How beautiful and peaceful it is to rest in Church and quietly meditate on the tremendous Gift of Jesus' Real Presence alive in us. The priest gives us each a Host - Jesus coming to each of us as individuals. Jesus speaks to us in our hearts individually, loves us each individually, calls us to follow Him individually.
Jesus calls each of us to freely unite with Him, to offer ourselves, bodies and souls, to sacrificially do the work of the Father, even as that leads us to carry our own crosses. This is why we speak of the Sacrifice of the Mass. Once again Jesus offers His Whole Self to the Father and simultaneously we offer our whole selves to the Father, - ready to do what the Father asks of us.
But Jesus also comes to us humbly in a Meal of simple food and drink to transform us, cell by cell of our bodies, inch by inch of our souls, into becoming more and more Christlike, into living in Christ as Christ lives in us. Because we do not just receive Jesus, Who walked the hills of Galilee. We receive the Risen Christ and His entire Body. St. Paul said it - "Do you not know that your bodies are members of Christ?" (1 Corinthians 6:15.)
We celebrate each Mass together with other members of the Body of Christ to celebrate our unity and community in Him, with Him, and through Him. And as we eat the Body of Christ, we receive fully into ourselves the Communion of Saints, all the living and the dead, who are Christ's Body.

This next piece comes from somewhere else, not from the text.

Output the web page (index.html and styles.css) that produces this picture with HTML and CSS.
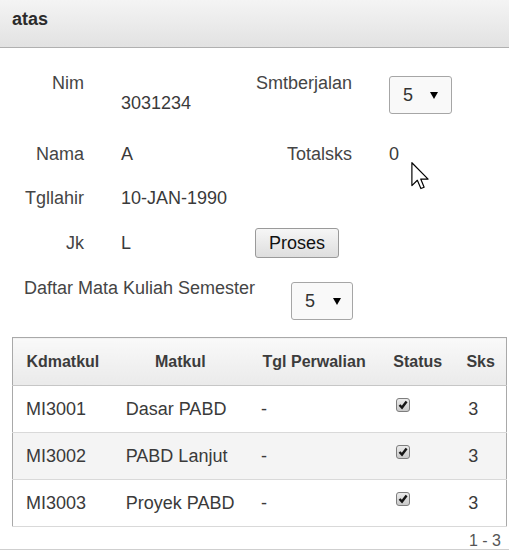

We may kneel in a Church in a white American suburb, but in receiving Christ, we are receiving all the members of the Black and Hispanic Churches in the nearest inner city. We may kneel in a Black or Hispanic Church in an American city, but when we receive the Host, we are receiving into ourselves the Korean members of Christ's Body who worship in Seoul. We may worship as members of Christ's Body still here on earth, but we are receiving everyone who has died before us, including, most intimately, those whom we have loved who have gone before us. In the Eucharist, we are united with those loved ones once more.
No wonder receiving the Eucharist is meant to transform us, cell by cell of our bodies, inch by inch of our souls. Such a Mystery of Unity and Community is something we need to chew upon over and over again. Our fragile, limited selves can scarcely comprehend the enormity of this Truth. Eucharist is meant to transform how we live, how we love. Eucharist allows us to exchange our hearts for Christ's Heart so we can love all as He loves all, as He gave His life for all. So we reach out to risk our all, body and soul, in love, and we pray in the silence "my Lord and my God." Only God can work such a transformation in us!